__Data lines__.
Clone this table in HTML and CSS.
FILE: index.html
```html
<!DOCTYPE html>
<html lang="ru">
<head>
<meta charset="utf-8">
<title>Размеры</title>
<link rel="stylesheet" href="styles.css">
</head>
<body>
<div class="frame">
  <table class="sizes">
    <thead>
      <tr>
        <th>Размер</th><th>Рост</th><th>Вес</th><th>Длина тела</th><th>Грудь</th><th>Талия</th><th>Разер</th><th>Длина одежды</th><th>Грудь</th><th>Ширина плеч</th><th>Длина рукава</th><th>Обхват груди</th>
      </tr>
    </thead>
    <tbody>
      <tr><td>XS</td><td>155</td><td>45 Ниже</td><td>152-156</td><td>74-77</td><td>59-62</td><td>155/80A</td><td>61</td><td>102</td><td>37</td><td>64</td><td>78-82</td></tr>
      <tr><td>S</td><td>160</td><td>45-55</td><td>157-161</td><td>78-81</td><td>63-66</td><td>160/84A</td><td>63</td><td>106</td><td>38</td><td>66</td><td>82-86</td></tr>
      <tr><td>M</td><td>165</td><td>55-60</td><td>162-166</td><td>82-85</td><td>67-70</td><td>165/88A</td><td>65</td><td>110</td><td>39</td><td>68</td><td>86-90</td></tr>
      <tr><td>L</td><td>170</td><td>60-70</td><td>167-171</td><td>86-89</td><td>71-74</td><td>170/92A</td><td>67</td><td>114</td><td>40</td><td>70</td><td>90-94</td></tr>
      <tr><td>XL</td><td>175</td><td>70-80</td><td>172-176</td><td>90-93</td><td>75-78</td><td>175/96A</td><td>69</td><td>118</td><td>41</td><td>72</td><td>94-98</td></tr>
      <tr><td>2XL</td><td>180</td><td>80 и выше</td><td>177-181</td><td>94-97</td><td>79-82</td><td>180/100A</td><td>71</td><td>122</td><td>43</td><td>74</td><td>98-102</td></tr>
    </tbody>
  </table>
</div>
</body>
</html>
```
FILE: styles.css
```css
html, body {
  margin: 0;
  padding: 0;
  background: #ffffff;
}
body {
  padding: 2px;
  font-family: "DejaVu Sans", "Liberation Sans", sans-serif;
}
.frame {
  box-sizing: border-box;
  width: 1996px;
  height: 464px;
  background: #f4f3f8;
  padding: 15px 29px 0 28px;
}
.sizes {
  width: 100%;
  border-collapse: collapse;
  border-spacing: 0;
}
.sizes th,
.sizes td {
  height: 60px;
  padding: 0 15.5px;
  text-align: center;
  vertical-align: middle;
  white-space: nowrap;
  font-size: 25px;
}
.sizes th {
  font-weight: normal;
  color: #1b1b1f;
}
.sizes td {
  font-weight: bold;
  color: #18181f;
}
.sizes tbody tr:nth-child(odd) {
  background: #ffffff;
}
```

__Brief__. All of the data above should be transcribed exactly.

__Task answer__.
Clone this table in HTML and CSS.
FILE: index.html
```html
<!DOCTYPE html>
<html lang="ru">
<head>
<meta charset="utf-8">
<title>Размеры</title>
<link rel="stylesheet" href="styles.css">
</head>
<body>
<div class="frame">
  <table class="sizes">
    <thead>
      <tr>
        <th>Размер</th><th>Рост</th><th>Вес</th><th>Длина тела</th><th>Грудь</th><th>Талия</th><th>Разер</th><th>Длина одежды</th><th>Грудь</th><th>Ширина плеч</th><th>Длина рукава</th><th>Обхват груди</th>
      </tr>
    </thead>
    <tbody>
      <tr><td>XS</td><td>155</td><td>45 Ниже</td><td>152-156</td><td>74-77</td><td>59-62</td><td>155/80A</td><td>61</td><td>102</td><td>37</td><td>64</td><td>78-82</td></tr>
      <tr><td>S</td><td>160</td><td>45-55</td><td>157-161</td><td>78-81</td><td>63-66</td><td>160/84A</td><td>63</td><td>106</td><td>38</td><td>66</td><td>82-86</td></tr>
      <tr><td>M</td><td>165</td><td>55-60</td><td>162-166</td><td>82-85</td><td>67-70</td><td>165/88A</td><td>65</td><td>110</td><td>39</td><td>68</td><td>86-90</td></tr>
      <tr><td>L</td><td>170</td><td>60-70</td><td>167-171</td><td>86-89</td><td>71-74</td><td>170/92A</td><td>67</td><td>114</td><td>40</td><td>70</td><td>90-94</td></tr>
      <tr><td>XL</td><td>175</td><td>70-80</td><td>172-176</td><td>90-93</td><td>75-78</td><td>175/96A</td><td>69</td><td>118</td><td>41</td><td>72</td><td>94-98</td></tr>
      <tr><td>2XL</td><td>180</td><td>80 и выше</td><td>177-181</td><td>94-97</td><td>79-82</td><td>180/100A</td><td>71</td><td>122</td><td>43</td><td>74</td><td>98-102</td></tr>
    </tbody>
  </table>
</div>
</body>
</html>
```
FILE: styles.css
```css
html, body {
  margin: 0;
  padding: 0;
  background: #ffffff;
}
body {
  padding: 2px;
  font-family: "DejaVu Sans", "Liberation Sans", sans-serif;
}
.frame {
  box-sizing: border-box;
  width: 1996px;
  height: 464px;
  background: #f4f3f8;
  padding: 15px 29px 0 28px;
}
.sizes {
  width: 100%;
  border-collapse: collapse;
  border-spacing: 0;
}
.sizes th,
.sizes td {
  height: 60px;
  padding: 0 15.5px;
  text-align: center;
  vertical-align: middle;
  white-space: nowrap;
  font-size: 25px;
}
.sizes th {
  font-weight: normal;
  color: #1b1b1f;
}
.sizes td {
  font-weight: bold;
  color: #18181f;
}
.sizes tbody tr:nth-child(odd) {
  background: #ffffff;
}
```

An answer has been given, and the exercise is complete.